• _AIM OF THE EXERCISE_:
Give again only the lines running from the one with "Output the component" through the one with "absolute inset-x-0 top-0", inclusive. Omit every picture.

(Front-end source files)
>>>>>
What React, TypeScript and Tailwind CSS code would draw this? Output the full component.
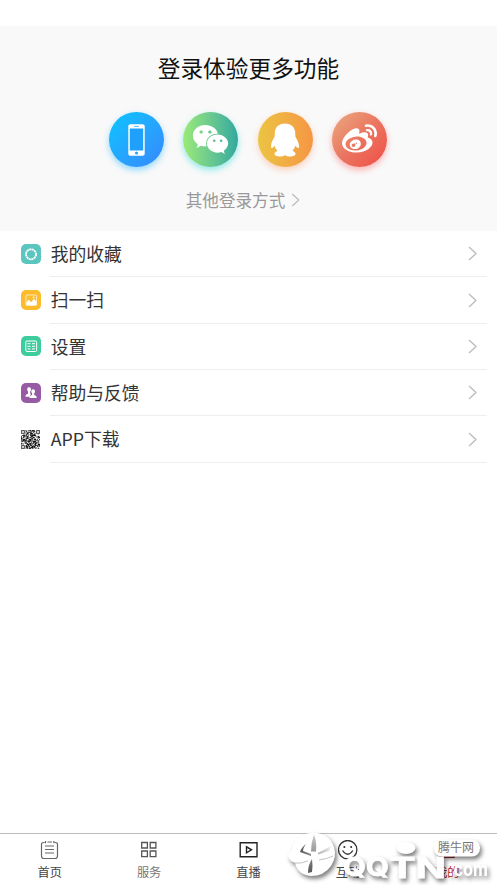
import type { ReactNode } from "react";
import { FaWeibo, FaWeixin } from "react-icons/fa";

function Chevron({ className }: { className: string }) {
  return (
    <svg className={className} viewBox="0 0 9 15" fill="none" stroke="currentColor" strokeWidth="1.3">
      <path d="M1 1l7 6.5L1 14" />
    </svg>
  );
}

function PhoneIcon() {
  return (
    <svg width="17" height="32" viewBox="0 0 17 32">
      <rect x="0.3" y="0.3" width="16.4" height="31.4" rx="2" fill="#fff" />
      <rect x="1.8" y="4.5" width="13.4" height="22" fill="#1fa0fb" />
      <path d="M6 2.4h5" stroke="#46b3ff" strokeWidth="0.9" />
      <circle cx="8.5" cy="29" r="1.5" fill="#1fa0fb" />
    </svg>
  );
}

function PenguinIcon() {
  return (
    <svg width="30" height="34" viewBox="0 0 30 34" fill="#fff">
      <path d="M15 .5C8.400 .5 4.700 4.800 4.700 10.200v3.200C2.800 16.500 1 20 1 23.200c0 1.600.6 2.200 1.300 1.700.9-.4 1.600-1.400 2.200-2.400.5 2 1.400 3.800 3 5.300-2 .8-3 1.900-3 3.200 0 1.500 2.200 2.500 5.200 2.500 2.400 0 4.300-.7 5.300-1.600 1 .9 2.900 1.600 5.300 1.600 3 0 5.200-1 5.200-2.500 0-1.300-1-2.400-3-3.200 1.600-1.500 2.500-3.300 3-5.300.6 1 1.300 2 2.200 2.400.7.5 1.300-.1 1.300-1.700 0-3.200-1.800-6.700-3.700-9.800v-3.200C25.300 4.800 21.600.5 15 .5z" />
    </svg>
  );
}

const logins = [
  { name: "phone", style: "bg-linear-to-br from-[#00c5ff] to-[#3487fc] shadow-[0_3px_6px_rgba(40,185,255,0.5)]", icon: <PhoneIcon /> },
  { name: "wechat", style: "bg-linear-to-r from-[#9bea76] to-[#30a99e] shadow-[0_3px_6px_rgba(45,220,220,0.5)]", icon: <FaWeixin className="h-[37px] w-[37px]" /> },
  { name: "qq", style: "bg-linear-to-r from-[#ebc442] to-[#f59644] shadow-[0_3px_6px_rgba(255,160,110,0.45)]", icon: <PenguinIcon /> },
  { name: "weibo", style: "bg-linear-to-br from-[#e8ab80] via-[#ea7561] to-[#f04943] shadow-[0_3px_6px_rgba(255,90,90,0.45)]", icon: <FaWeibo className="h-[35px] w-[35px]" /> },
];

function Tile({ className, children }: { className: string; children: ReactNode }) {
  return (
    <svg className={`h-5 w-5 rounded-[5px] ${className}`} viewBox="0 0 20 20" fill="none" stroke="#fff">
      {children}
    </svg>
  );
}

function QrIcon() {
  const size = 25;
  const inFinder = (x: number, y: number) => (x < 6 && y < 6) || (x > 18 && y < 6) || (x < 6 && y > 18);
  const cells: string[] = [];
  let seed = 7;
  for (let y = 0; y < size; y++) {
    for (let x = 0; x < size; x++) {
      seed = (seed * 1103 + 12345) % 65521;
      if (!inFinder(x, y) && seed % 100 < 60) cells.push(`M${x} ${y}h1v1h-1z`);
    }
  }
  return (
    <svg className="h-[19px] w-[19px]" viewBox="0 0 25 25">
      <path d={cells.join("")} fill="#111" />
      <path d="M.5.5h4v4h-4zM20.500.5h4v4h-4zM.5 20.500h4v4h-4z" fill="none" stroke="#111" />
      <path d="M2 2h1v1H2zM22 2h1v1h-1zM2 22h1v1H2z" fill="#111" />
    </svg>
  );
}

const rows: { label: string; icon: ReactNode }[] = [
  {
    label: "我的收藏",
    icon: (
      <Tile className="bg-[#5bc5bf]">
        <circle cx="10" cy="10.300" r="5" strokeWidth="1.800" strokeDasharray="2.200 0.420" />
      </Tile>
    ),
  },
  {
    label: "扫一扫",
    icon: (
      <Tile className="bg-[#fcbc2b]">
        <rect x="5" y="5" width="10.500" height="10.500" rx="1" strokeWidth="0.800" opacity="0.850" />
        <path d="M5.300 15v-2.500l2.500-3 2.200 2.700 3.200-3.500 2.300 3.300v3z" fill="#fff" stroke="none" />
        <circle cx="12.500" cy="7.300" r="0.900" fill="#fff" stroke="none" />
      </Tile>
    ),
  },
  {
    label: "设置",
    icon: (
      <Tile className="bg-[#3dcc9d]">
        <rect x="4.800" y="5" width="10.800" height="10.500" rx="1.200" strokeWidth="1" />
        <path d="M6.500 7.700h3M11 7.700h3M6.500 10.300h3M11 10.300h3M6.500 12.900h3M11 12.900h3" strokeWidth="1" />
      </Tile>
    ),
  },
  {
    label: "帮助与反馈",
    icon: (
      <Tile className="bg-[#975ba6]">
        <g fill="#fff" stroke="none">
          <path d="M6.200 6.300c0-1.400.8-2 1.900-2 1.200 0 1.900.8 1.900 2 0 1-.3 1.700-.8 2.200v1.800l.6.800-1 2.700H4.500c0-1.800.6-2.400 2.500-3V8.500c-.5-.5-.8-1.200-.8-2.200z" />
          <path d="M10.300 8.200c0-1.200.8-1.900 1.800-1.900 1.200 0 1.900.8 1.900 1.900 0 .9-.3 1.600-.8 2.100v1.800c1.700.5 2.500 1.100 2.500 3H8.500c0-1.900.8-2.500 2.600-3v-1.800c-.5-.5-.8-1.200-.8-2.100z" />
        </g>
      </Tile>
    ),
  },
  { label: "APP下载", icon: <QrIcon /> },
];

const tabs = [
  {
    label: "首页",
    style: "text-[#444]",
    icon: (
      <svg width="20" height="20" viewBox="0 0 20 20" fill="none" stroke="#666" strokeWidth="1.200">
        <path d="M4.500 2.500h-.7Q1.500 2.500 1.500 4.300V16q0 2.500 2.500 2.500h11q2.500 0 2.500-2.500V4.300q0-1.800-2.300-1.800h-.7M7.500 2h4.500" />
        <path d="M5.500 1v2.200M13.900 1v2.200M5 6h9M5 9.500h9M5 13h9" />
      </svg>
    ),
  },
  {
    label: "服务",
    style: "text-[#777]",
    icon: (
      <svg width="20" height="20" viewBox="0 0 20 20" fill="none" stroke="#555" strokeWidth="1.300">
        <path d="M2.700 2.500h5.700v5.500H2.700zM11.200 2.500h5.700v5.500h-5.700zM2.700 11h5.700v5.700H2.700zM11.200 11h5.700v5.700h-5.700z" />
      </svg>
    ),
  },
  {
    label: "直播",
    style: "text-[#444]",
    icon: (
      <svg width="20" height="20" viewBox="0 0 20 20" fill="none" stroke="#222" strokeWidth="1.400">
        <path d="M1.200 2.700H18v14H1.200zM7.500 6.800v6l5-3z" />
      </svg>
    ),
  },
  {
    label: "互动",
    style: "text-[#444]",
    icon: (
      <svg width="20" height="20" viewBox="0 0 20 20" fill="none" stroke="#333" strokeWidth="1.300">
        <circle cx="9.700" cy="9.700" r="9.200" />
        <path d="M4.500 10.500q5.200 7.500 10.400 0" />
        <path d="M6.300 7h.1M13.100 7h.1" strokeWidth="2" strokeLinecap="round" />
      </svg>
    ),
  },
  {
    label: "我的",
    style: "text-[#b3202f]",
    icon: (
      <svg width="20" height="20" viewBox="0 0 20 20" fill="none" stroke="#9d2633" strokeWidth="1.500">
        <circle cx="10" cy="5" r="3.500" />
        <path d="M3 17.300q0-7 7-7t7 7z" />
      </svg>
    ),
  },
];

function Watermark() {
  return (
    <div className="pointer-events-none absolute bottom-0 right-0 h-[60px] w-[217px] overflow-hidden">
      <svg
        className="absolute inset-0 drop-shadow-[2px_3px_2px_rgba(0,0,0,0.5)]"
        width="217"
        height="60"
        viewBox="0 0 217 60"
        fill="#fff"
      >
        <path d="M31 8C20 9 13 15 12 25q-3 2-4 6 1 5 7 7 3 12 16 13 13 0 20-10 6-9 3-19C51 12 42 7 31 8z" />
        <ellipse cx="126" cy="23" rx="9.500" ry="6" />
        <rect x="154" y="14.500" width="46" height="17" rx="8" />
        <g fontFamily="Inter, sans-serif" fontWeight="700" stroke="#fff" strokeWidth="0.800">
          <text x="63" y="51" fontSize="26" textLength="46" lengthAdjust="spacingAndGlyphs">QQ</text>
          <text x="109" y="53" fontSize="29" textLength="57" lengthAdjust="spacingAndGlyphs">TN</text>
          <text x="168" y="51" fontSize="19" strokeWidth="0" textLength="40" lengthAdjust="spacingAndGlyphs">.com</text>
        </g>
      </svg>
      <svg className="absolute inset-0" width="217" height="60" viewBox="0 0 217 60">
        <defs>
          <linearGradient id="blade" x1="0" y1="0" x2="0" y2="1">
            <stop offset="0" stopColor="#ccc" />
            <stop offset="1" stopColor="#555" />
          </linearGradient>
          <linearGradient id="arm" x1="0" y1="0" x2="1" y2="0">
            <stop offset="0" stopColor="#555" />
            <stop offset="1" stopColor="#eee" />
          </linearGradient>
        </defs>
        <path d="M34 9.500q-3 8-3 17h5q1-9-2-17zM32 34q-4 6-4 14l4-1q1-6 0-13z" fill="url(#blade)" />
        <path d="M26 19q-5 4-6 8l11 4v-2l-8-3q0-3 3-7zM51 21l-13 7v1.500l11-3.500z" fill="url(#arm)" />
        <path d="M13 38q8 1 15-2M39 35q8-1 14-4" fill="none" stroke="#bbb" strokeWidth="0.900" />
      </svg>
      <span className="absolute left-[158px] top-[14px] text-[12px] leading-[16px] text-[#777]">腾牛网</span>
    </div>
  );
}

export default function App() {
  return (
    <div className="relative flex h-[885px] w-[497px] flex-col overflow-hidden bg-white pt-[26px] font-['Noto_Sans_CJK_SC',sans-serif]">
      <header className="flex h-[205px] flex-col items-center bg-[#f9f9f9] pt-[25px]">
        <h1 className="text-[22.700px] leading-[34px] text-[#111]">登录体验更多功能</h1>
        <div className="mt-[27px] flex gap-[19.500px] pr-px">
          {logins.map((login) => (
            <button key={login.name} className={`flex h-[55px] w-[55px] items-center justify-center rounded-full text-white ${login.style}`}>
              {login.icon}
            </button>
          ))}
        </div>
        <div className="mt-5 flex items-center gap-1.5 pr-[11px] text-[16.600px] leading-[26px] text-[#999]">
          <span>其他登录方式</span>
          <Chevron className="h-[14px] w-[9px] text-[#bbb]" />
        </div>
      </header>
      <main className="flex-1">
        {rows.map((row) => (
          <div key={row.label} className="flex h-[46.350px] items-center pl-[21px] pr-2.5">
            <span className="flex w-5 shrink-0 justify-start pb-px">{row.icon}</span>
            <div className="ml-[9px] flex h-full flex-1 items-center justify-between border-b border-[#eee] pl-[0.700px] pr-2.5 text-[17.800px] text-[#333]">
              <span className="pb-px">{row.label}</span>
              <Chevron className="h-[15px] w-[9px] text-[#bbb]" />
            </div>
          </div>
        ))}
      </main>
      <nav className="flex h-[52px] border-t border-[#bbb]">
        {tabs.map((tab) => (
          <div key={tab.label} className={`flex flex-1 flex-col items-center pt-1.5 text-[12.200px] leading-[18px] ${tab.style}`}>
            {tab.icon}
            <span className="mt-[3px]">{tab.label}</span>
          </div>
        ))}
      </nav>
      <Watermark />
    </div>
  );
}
<<<<<
>>>>>
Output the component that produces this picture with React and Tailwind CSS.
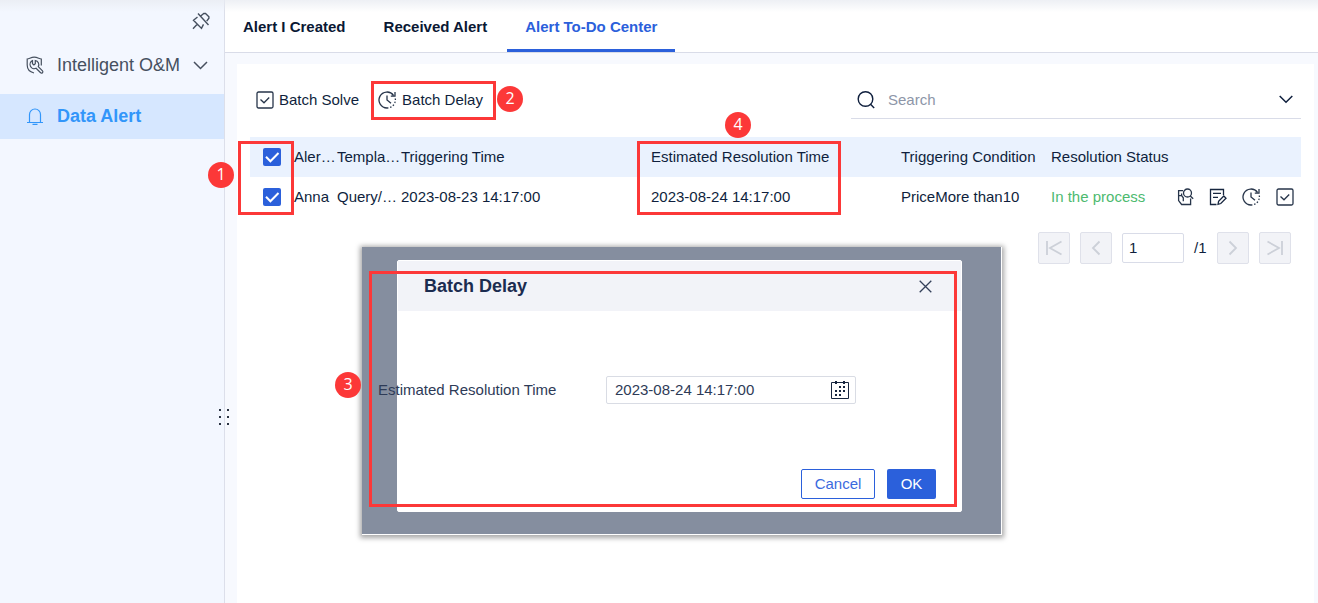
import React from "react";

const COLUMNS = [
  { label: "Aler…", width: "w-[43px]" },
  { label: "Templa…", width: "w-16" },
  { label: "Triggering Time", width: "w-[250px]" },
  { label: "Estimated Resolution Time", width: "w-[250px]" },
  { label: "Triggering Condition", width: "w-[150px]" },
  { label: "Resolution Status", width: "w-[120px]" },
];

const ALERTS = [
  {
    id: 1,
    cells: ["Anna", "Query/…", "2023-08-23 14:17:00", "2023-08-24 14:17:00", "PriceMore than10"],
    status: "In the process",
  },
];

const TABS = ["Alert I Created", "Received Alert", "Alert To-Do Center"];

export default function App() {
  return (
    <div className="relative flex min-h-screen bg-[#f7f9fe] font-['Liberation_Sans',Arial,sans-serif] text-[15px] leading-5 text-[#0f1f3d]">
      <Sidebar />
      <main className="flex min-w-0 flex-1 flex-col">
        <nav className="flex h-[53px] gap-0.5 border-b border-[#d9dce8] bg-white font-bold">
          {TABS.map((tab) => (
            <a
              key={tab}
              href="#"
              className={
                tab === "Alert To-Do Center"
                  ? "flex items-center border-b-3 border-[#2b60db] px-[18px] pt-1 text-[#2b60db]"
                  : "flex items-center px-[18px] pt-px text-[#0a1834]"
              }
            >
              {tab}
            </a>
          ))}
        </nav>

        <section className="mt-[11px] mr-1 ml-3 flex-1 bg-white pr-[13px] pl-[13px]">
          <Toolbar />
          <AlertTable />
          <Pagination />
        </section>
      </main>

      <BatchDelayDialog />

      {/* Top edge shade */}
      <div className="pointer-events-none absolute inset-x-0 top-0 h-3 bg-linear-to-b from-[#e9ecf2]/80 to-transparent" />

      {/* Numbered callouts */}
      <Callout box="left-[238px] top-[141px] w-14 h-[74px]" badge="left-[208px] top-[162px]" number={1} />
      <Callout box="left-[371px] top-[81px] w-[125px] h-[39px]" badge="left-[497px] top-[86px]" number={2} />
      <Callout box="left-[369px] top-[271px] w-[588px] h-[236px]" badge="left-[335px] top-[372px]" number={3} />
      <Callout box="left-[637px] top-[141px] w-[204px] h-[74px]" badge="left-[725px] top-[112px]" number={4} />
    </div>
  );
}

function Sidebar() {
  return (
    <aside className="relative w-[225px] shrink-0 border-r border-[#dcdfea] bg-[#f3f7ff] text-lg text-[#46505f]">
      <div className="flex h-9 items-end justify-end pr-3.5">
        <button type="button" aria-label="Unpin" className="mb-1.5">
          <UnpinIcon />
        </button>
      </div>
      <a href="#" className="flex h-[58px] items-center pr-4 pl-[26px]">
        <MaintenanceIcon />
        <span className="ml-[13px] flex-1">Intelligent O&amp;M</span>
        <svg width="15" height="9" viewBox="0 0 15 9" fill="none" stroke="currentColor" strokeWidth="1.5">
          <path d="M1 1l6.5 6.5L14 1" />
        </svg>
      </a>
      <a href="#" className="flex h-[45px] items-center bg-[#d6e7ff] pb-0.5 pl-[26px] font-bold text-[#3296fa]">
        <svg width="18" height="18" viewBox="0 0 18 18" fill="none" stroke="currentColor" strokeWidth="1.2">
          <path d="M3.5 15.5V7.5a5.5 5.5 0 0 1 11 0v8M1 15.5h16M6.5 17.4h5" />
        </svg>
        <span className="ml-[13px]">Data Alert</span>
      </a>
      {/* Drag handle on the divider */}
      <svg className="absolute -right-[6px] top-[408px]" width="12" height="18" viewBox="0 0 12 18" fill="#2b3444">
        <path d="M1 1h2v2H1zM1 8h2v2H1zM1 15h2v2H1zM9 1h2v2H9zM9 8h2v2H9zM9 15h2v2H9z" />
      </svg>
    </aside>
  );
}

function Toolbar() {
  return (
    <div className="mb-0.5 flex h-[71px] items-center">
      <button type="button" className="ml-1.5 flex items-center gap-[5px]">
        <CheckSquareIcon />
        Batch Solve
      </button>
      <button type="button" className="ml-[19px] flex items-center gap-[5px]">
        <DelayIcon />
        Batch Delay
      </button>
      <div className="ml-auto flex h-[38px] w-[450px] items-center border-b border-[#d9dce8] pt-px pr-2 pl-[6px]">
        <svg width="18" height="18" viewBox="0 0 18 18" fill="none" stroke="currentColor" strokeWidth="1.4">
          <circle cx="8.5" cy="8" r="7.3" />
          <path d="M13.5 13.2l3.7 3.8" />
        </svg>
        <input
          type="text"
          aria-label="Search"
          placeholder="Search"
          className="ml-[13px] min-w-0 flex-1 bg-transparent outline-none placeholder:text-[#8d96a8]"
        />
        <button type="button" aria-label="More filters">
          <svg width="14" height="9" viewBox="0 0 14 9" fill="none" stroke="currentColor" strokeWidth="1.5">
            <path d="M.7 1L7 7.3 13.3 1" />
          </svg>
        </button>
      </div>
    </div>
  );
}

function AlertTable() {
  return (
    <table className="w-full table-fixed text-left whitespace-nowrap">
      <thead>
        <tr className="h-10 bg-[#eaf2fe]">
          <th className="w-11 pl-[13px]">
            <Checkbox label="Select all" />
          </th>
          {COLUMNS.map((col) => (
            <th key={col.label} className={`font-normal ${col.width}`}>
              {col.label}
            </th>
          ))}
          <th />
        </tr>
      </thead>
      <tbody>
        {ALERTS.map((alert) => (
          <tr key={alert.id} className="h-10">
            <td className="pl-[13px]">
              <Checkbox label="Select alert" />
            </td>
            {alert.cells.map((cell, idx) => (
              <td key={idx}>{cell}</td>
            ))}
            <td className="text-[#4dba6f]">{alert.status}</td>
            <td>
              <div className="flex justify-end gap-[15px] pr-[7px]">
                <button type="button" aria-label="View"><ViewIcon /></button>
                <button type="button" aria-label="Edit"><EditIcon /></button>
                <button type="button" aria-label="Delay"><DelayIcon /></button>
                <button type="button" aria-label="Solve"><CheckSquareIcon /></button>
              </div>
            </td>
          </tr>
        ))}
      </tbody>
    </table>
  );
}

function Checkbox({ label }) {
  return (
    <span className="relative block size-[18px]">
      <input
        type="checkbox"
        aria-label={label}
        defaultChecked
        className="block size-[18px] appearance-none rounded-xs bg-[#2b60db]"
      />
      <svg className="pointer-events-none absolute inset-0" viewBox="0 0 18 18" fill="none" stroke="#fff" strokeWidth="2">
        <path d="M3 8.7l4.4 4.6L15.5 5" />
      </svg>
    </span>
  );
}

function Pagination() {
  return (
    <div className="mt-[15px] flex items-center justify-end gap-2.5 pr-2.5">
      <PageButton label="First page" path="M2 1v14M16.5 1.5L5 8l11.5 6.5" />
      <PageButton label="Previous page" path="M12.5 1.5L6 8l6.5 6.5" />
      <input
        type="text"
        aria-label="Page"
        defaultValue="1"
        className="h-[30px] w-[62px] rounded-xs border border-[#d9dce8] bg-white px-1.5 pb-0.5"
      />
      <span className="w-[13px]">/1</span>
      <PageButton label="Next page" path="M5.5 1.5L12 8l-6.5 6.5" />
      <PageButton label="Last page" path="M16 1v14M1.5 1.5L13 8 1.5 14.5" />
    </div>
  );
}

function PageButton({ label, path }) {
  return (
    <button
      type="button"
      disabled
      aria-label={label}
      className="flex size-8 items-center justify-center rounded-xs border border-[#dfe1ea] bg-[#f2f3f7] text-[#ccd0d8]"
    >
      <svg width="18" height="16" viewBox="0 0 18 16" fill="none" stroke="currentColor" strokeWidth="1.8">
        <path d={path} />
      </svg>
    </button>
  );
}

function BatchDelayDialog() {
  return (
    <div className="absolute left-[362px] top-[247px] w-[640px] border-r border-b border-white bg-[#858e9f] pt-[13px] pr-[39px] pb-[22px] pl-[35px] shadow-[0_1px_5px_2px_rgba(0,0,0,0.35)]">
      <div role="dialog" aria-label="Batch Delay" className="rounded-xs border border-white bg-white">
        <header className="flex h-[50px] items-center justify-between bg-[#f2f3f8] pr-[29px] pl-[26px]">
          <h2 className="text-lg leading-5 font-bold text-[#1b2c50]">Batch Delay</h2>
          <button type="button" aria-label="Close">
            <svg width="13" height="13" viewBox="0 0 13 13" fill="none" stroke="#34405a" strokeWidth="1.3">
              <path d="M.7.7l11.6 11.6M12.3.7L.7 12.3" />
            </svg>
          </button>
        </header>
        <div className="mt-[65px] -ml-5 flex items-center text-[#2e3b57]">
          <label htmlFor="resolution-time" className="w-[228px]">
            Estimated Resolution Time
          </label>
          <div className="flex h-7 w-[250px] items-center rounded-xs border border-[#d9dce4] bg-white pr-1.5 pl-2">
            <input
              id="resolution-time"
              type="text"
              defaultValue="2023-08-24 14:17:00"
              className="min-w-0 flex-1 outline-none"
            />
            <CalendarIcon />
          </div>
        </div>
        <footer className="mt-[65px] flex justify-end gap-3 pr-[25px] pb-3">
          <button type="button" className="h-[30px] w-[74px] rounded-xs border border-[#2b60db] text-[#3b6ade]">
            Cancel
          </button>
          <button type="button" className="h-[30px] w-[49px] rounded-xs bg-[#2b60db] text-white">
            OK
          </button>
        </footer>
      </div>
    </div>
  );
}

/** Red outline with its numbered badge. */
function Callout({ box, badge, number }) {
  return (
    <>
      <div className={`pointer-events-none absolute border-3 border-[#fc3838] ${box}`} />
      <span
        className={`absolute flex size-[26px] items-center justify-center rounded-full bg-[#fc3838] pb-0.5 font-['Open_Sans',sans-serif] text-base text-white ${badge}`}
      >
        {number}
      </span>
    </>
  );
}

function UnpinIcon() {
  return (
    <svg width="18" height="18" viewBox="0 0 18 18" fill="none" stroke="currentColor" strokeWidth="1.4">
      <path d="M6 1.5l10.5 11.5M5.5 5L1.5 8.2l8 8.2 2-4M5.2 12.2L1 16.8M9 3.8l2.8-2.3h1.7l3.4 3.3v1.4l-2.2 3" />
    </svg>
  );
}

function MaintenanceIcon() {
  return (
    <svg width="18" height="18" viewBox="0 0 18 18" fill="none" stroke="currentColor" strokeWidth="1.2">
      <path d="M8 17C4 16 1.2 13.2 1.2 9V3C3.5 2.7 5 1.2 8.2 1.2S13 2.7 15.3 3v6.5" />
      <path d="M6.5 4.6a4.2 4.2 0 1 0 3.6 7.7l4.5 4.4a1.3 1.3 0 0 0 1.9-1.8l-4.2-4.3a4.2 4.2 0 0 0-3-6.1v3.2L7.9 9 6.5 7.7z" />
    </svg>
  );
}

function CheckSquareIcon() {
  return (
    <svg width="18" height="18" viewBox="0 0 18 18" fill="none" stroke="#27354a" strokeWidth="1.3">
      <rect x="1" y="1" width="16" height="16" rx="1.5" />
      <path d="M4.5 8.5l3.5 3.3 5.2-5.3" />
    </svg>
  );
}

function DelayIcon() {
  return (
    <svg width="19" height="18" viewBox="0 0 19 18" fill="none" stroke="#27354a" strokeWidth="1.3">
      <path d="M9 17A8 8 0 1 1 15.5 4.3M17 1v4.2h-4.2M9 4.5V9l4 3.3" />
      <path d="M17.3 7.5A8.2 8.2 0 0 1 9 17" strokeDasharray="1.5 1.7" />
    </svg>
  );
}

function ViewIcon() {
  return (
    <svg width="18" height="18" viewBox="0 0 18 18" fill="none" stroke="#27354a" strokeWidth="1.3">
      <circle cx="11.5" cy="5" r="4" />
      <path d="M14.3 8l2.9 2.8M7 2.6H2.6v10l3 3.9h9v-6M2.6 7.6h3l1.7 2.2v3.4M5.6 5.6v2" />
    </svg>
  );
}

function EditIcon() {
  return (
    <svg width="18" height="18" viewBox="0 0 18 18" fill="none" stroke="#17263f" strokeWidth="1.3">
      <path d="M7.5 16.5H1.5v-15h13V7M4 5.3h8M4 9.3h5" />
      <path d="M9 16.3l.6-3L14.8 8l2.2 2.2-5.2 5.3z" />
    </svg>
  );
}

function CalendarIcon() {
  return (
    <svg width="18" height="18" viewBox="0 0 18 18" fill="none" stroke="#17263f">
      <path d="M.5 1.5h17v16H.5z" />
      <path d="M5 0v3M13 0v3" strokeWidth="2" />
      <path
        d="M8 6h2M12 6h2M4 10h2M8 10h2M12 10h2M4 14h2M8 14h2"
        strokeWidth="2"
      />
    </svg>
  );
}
<<<<<
• _TASK OUTPUT_:
Output the component that produces this picture with React and Tailwind CSS.
import React from "react";

const COLUMNS = [
  { label: "Aler…", width: "w-[43px]" },
  { label: "Templa…", width: "w-16" },
  { label: "Triggering Time", width: "w-[250px]" },
  { label: "Estimated Resolution Time", width: "w-[250px]" },
  { label: "Triggering Condition", width: "w-[150px]" },
  { label: "Resolution Status", width: "w-[120px]" },
];

const ALERTS = [
  {
    id: 1,
    cells: ["Anna", "Query/…", "2023-08-23 14:17:00", "2023-08-24 14:17:00", "PriceMore than10"],
    status: "In the process",
  },
];

const TABS = ["Alert I Created", "Received Alert", "Alert To-Do Center"];

export default function App() {
  return (
    <div className="relative flex min-h-screen bg-[#f7f9fe] font-['Liberation_Sans',Arial,sans-serif] text-[15px] leading-5 text-[#0f1f3d]">
      <Sidebar />
      <main className="flex min-w-0 flex-1 flex-col">
        <nav className="flex h-[53px] gap-0.5 border-b border-[#d9dce8] bg-white font-bold">
          {TABS.map((tab) => (
            <a
              key={tab}
              href="#"
              className={
                tab === "Alert To-Do Center"
                  ? "flex items-center border-b-3 border-[#2b60db] px-[18px] pt-1 text-[#2b60db]"
                  : "flex items-center px-[18px] pt-px text-[#0a1834]"
              }
            >
              {tab}
            </a>
          ))}
        </nav>

        <section className="mt-[11px] mr-1 ml-3 flex-1 bg-white pr-[13px] pl-[13px]">
          <Toolbar />
          <AlertTable />
          <Pagination />
        </section>
      </main>

      <BatchDelayDialog />

      {/* Top edge shade */}
      <div className="pointer-events-none absolute inset-x-0 top-0 h-3 bg-linear-to-b from-[#e9ecf2]/80 to-transparent" />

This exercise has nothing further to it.